As I mentioned in my first post, I don't have any power in the garage yet, So I had to cut the holes in the walls with hand tools that I have available to me. I don't even have a battery operated drill any more as I never had the need for one. So I set about with a hand drill that was left in the house by the previous owners, A hacksaw blade, a pencil, a claw hammer and a block of wood with some sandpaper nailed to it. It did the Job, not very neatly, but it did the job.
Having build my bike shed and done this work, I've realised just how little wood working tools I have. That shall have to be remedied!

Anyway. Here are a few photos of the garage and the work that I done to make the rough holes for the vents. The good thing is, I can feel quite a bit of air moving through the vents with my hand in front of it. I'll see how much of a difference that makes and I will consider if I should put the other vents on the walls too (If I ever find them).



	

		
			
		

		
	
 The Before Pictures


	

		
			
		

		
	
 The Damp walls, It was a particularly rainy day today, but it shows how much I need to paint the outside








	

		
			
		

		
	
 The very rough "cut" hole in the front.




	

		
			
		

		
	
The Vent in the back nearer the ground. This end appears to be the driest of all the walls.


	

		
			
		

		
	
 The tools I used to do the work.

I hope you have a good giggle at the wonderful work that I achieved. The straightest lines in the world!


----------



## Silverbullet (Feb 26, 2017)

You may need to have some dehumidifier put inside with the hose outdoor to drain. Again like the others have said heat will dry out the building . Plus you can try to seal all around the lower part of the building and concrete. Humidity and rain are killers with rust as there cause. 
Now glad to see your lathe and welcome to you . Lots of good people on here will do there best to help out. Your lathe looks like a nice one , with a little patience she will be put right. If the environment wasn't so wet I'd suggest a fan blowing out the vent to help dry it. But I just don't think it would help.


----------



## gbus (Feb 26, 2017)

Thanks for the welcome. Unfortunately I can't put a dehumidifier in the garage as I don't have any power in there.
I'm having a look at a small wood burner but I'm not sure how I would install it.
The one I've found is really quite small, but I doubt i'd need a larger one. it's pretty much a 100mmx100mm (4"x4") and 600mm (2') tall box section with a 60mm (2.5") flue.
I'm thinking a sheet of stainless on the wall of the garage behind the burner to prevent any fires. Not quite sure what to do with the flue. Out the wall will be the easiest option as the roof is corrugated steel.
There's a place close by that makes Stoves, so I might pop by and see them. Pick their brains and see if they have anything that would do me.


----------



## brino (Feb 26, 2017)

Hi @gbus,

I have found you do what you need to do in the circumstance with the tools you have.
No giggling here, but respect for getting it done with minimal tools.
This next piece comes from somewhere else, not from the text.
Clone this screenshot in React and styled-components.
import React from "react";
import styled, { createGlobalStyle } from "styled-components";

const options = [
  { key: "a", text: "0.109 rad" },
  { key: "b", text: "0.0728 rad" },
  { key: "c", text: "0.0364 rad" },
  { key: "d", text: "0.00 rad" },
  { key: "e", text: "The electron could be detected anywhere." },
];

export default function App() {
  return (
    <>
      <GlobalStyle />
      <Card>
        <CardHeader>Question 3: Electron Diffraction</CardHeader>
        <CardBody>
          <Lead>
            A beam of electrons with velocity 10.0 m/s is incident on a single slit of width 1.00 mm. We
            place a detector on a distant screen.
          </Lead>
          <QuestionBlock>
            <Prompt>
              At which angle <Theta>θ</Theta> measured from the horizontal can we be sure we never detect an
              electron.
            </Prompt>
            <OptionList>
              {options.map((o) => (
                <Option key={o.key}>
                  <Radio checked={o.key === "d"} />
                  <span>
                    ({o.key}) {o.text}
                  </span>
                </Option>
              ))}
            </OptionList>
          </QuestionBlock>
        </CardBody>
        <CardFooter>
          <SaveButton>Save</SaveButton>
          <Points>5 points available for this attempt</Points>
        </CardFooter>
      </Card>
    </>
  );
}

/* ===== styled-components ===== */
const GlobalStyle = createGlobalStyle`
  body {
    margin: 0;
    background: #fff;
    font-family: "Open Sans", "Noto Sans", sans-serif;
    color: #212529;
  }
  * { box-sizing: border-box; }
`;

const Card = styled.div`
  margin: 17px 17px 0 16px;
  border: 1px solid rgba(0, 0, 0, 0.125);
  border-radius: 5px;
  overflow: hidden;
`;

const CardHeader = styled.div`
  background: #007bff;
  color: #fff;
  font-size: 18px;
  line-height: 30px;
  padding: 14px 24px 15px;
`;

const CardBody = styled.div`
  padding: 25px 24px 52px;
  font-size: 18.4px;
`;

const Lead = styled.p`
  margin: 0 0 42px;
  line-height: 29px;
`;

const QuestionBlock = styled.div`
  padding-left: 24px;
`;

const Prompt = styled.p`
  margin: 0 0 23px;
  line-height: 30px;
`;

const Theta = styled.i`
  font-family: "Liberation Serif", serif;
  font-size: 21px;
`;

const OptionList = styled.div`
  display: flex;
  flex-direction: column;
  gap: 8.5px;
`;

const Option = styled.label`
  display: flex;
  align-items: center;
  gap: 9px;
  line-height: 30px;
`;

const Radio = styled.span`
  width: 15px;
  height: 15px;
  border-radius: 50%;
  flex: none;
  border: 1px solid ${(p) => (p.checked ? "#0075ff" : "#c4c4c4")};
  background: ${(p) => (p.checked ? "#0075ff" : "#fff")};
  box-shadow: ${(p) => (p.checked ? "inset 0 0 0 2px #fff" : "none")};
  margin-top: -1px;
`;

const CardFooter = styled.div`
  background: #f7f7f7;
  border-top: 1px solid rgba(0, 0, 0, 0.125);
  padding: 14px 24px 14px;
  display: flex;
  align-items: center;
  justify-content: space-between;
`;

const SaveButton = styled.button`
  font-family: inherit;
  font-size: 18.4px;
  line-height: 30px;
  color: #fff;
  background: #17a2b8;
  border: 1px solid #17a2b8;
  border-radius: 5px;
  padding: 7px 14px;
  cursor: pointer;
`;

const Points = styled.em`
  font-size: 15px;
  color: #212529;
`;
I did notice that the bottom row of siding has lost it's water protection, probably from the splash back from water falling off the roof.
Perhaps some eave trough and downspout would help keep some water away from the siding and foundation.
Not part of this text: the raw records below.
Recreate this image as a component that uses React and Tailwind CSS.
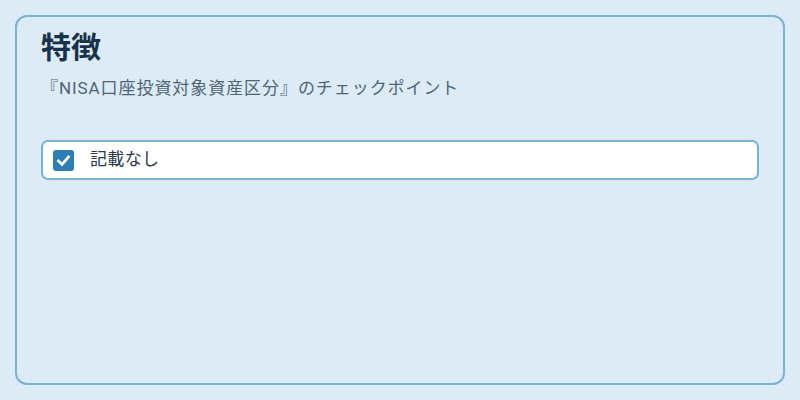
export default function App() {
  return (
    <div
      className="w-[800px] h-[400px] bg-[#dcebf6] p-[15px]"
      style={{ fontFamily: 'Roboto, "Noto Sans CJK JP", "Noto Sans", sans-serif' }}
    >
      <div className="h-full border-2 border-[#7ab2d4] rounded-[12px] px-6 pt-[11px]">
        <h1 className="text-[30px] leading-[40px] font-bold text-[#17324a]">特徴</h1>
        <p className="mt-[8px] text-[17px] leading-6 tracking-[0.055em] text-[#4e6577]">『NISA口座投資対象資産区分』のチェックポイント</p>
        <label className="mt-[40px] flex items-center h-[40px] bg-white border-2 border-[#7ab2d4] rounded-[7px] pl-[10px]">
          <span className="w-[21px] h-[21px] rounded-[3px] bg-[#2f7db6] flex items-center justify-center">
            <svg width="15" height="15" viewBox="0 0 15 15">
              <path d="M2.5 8 L6 11.5 L12.5 4" fill="none" stroke="#fff" strokeWidth="2.8" strokeLinecap="square" />
            </svg>
          </span>
          <span className="ml-[16px] text-[17px] tracking-[0.02em] text-[#27384a]">記載なし</span>
        </label>
      </div>
    </div>
  );
}
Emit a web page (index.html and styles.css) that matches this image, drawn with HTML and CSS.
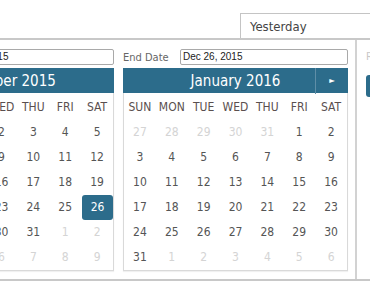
FILE: index.html
```html
<!DOCTYPE html>
<html>
<head>
<meta charset="utf-8">
<link rel="stylesheet" href="styles.css">
</head>
<body>
<div class="top">
  <div class="range-select">Yesterday</div>
</div>
<div class="panel">
  <div class="cals">
    <div class="cal">
      <div class="field"><span class="lbl">Start Date</span><div class="inp">Dec 26, 2015</div></div>
      <div class="head">
        <span class="nav prev">&#9668;</span>
        <span class="title">December 2015</span>
        <span class="nav-empty"></span>
      </div>
      <div class="grid">
        <span class="dn">SUN</span><span class="dn">MON</span><span class="dn">TUE</span><span class="dn">WED</span><span class="dn">THU</span><span class="dn">FRI</span><span class="dn">SAT</span>
        <span class="off">29</span><span class="off">30</span><span>1</span><span>2</span><span>3</span><span>4</span><span>5</span>
        <span>6</span><span>7</span><span>8</span><span>9</span><span>10</span><span>11</span><span>12</span>
        <span>13</span><span>14</span><span>15</span><span>16</span><span>17</span><span>18</span><span>19</span>
        <span>20</span><span>21</span><span>22</span><span>23</span><span>24</span><span>25</span><span class="sel">26</span>
        <span>27</span><span>28</span><span>29</span><span>30</span><span>31</span><span class="off">1</span><span class="off">2</span>
        <span class="off">3</span><span class="off">4</span><span class="off">5</span><span class="off">6</span><span class="off">7</span><span class="off">8</span><span class="off">9</span>
      </div>
    </div>
    <div class="cal">
      <div class="field"><span class="lbl">End Date</span><div class="inp">Dec 26, 2015</div></div>
      <div class="head">
        <span class="nav-empty"></span>
        <span class="title">January 2016</span>
        <span class="nav next">&#9658;</span>
      </div>
      <div class="grid">
        <span class="dn">SUN</span><span class="dn">MON</span><span class="dn">TUE</span><span class="dn">WED</span><span class="dn">THU</span><span class="dn">FRI</span><span class="dn">SAT</span>
        <span class="off">27</span><span class="off">28</span><span class="off">29</span><span class="off">30</span><span class="off">31</span><span>1</span><span>2</span>
        <span>3</span><span>4</span><span>5</span><span>6</span><span>7</span><span>8</span><span>9</span>
        <span>10</span><span>11</span><span>12</span><span>13</span><span>14</span><span>15</span><span>16</span>
        <span>17</span><span>18</span><span>19</span><span>20</span><span>21</span><span>22</span><span>23</span>
        <span>24</span><span>25</span><span>26</span><span>27</span><span>28</span><span>29</span><span>30</span>
        <span>31</span><span class="off">1</span><span class="off">2</span><span class="off">3</span><span class="off">4</span><span class="off">5</span><span class="off">6</span>
      </div>
    </div>
  </div>
  <div class="side">
    <div class="side-lbl">Range</div>
    <div class="btn">Apply</div>
  </div>
</div>
</body>
</html>
```
FILE: styles.css
```css
html, body {
  margin: 0;
  padding: 0;
  background: #fff;
  overflow: hidden;
  width: 370px;
  height: 297px;
}
body {
  font-family: "DejaVu Sans Condensed", "DejaVu Sans", sans-serif;
  color: #555;
}
.top {
  height: 38px;
  display: flex;
  align-items: flex-end;
}
.range-select {
  margin-left: 240px;
  width: 150px;
  height: 24px;
  flex: none;
  border: 1px solid #c4c4c4;
  border-bottom: none;
  box-sizing: content-box;
  font-size: 13px;
  line-height: 25px;
  padding-left: 9px;
  color: #444;
}
.panel {
  display: flex;
  border-top: 2px solid #c8c8c8;
  border-bottom: 2px solid #c8c8c8;
}
.cals {
  flex: none;
  width: 466px;
  margin-left: -111px;
  display: flex;
  gap: 9px;
  padding: 9px 0 8px;
}
.cal {
  width: 225px;
  flex: none;
}
.field {
  display: flex;
  align-items: center;
  height: 16px;
  margin-bottom: 3px;
}
.lbl {
  width: 57px;
  font-size: 11px;
  color: #666;
}
.inp {
  width: 168px;
  height: 16px;
  box-sizing: border-box;
  border: 1px solid #a9a9a9;
  border-radius: 2px;
  font-size: 10px;
  line-height: 14px;
  padding-left: 2px;
  color: #222;
  font-family: "Liberation Sans", sans-serif;
}
.head {
  height: 25px;
  background: #2c6c8b;
  display: grid;
  grid-template-columns: 33px 1fr 33px;
  align-items: stretch;
  color: #fff;
}
.title {
  font-size: 15px;
  line-height: 26px;
  text-align: center;
}
.nav {
  font-size: 8px;
  line-height: 25px;
  text-align: center;
}
.next { border-left: 1px solid #5f8ea7; }
.prev { border-right: 1px solid #5f8ea7; }
.grid {
  display: grid;
  grid-template-columns: repeat(7, 1fr);
  grid-auto-rows: 25px;
  border: 1px solid #d9d9d9;
  border-top: none;
  padding: 2px 0 0;
  box-shadow: 0 1px 1px rgba(0,0,0,0.06);
}
.grid span {
  font-size: 12px;
  line-height: 25px;
  text-align: center;
  color: #555;
}
.grid span.dn {
  color: #5a4f4f;
  font-size: 12px;
}
.grid span.off {
  color: #d4d4d4;
}
.grid span.sel {
  background: #2c6c8b;
  color: #fff;
  border-radius: 3px;
  margin-left: 1px;
}
.side {
  flex: 1;
  border-left: 2px solid #d2d2d2;
  padding: 10px 0 0 9px;
  overflow: hidden;
}
.side-lbl {
  font-size: 11px;
  line-height: 14px;
  color: #c8c8c8;
  white-space: nowrap;
}
.btn {
  margin-top: 11px;
  height: 22px;
  width: 60px;
  background: #2c6c8b;
  border-radius: 3px;
  color: #fff;
  font-size: 11px;
  line-height: 22px;
  padding-left: 10px;
}
```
Good work, please keep posting your progress!
-brino


----------



## gbus (Feb 27, 2017)

The bottom row of wood that's no longer protected is going to be getting replaced as it's started to rot. I'm sure that's not helping the damp any!
I'll be giving the garage a good few coats of shed paint once I've replaced the wood and it's dry enough to do so. Hopefully it makes the garage look better and stops the water from seeping through.

I was thinking about putting some guttering up, but I'm not sure where to make the water run to as the garage is at the edge of a block of garages and next to someone's garden.


----------



## gbus (May 15, 2017)

Hi all.
It's been a few months and I've done very little to my workshop until recently. I spent quite a bit of time getting rid of many projects that have been sitting waiting on me gathering motivation. Trying to concentrate on one project at a time.
After creating a good bit of space and more areas to work in, I'm looking at how to power my lathe seeing as the garage has no power. I was looking at generators, but I'm not sure what power I'd need. The motor is 500w .75hp 230v.
Has anyone made an off grid system where you're able to power a single phase motor powering a lathe or mill etc?


----------



## tq60 (May 15, 2017)

Batteries.  

Would need lots with solar if plenty of light.
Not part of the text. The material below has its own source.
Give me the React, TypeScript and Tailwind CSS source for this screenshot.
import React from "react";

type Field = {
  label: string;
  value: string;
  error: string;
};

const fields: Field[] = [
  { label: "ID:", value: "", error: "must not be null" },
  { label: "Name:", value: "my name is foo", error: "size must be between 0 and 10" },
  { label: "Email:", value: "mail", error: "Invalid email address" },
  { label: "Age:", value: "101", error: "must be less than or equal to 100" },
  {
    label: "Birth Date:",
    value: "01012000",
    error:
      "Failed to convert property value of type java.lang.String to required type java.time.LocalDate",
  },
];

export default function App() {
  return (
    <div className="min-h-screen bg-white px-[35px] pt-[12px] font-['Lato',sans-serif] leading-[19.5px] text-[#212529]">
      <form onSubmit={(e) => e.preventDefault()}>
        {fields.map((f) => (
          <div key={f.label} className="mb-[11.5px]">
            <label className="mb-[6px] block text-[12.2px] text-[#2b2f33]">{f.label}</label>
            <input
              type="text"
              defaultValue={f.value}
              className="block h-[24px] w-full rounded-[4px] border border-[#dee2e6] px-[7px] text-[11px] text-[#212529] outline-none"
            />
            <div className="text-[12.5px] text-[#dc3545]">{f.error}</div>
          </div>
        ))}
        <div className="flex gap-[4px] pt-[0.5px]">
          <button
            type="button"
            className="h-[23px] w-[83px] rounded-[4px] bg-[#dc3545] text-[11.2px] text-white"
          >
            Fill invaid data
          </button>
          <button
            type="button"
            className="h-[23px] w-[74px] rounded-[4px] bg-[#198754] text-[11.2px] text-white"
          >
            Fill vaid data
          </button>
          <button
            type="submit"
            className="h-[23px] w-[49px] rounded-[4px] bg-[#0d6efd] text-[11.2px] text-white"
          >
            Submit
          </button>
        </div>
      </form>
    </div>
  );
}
Sent from my SAMSUNG-SGH-I337Z using Tapatalk


----------



## Joncooey (May 16, 2017)

A generator will run it no problem but most are noisy and expensive to run.  I'd be seriously thinking about burying a line to the house for 220v.  You might need forklift batteries to get 220v off of a solar/wind setup.  If you really want to go off the grid, maybe you should think about installing a boiler and run your lathe off of belts and a central shaft like they did back in the day.  If wood is scarce around where you are there are scrap oil burners that run on used motor oil too.


----------



## gbus (May 30, 2017)

Hi all.
So I've spent more time cleaning up and organising in the workshop. It's looking quite good now.
I had something that needed machining the other day and thought it was a good opportunity to see how I could power the lathe. A neighbour had told me that he had a big generator and that we could try it.
He wheeled out a 3kw 6.5hp machine and I thought it would run my 0.55kw 0.75hp lathe motor no problem.
The generator bounced about like mad and was really struggling to operate when I turned the lathe on.
I understand that the start up is much larger than normal running power, but surely it cant be over the 3kw?
I'm no electrician, So I have no idea how these things work.
Anyone any other ideas?


----------



## Joncooey (May 30, 2017)

Were you running 220?  A lot of those mid range generators are a bit low on amperage at 220v; but they should still put out 20A.   On 110 you should have no problem running a lathe.  I can run a 5HP compressor with mine.  'Course, where you are everything is 220, right?  Are your hertz correct for your area?  Just grasping at straws, really.  Being North American I don't understand completely how your electrical system is calibrated.  If the generator works on something else comparable, or larger, say an air compressor, then you may have an issue with the lathe's motor.  You should try process of elimination to find where the issue lies.  Also, make sure that you are not drawing too many amps over too long of a distance with a small gauge extension cord.  Nothing worse than having a new toy and no batteries.  Good luck.


----------



## gbus (May 30, 2017)

The motor is a 230v single phase (3 phase here is 440v). I might see if I can find a 110v equivalent.


----------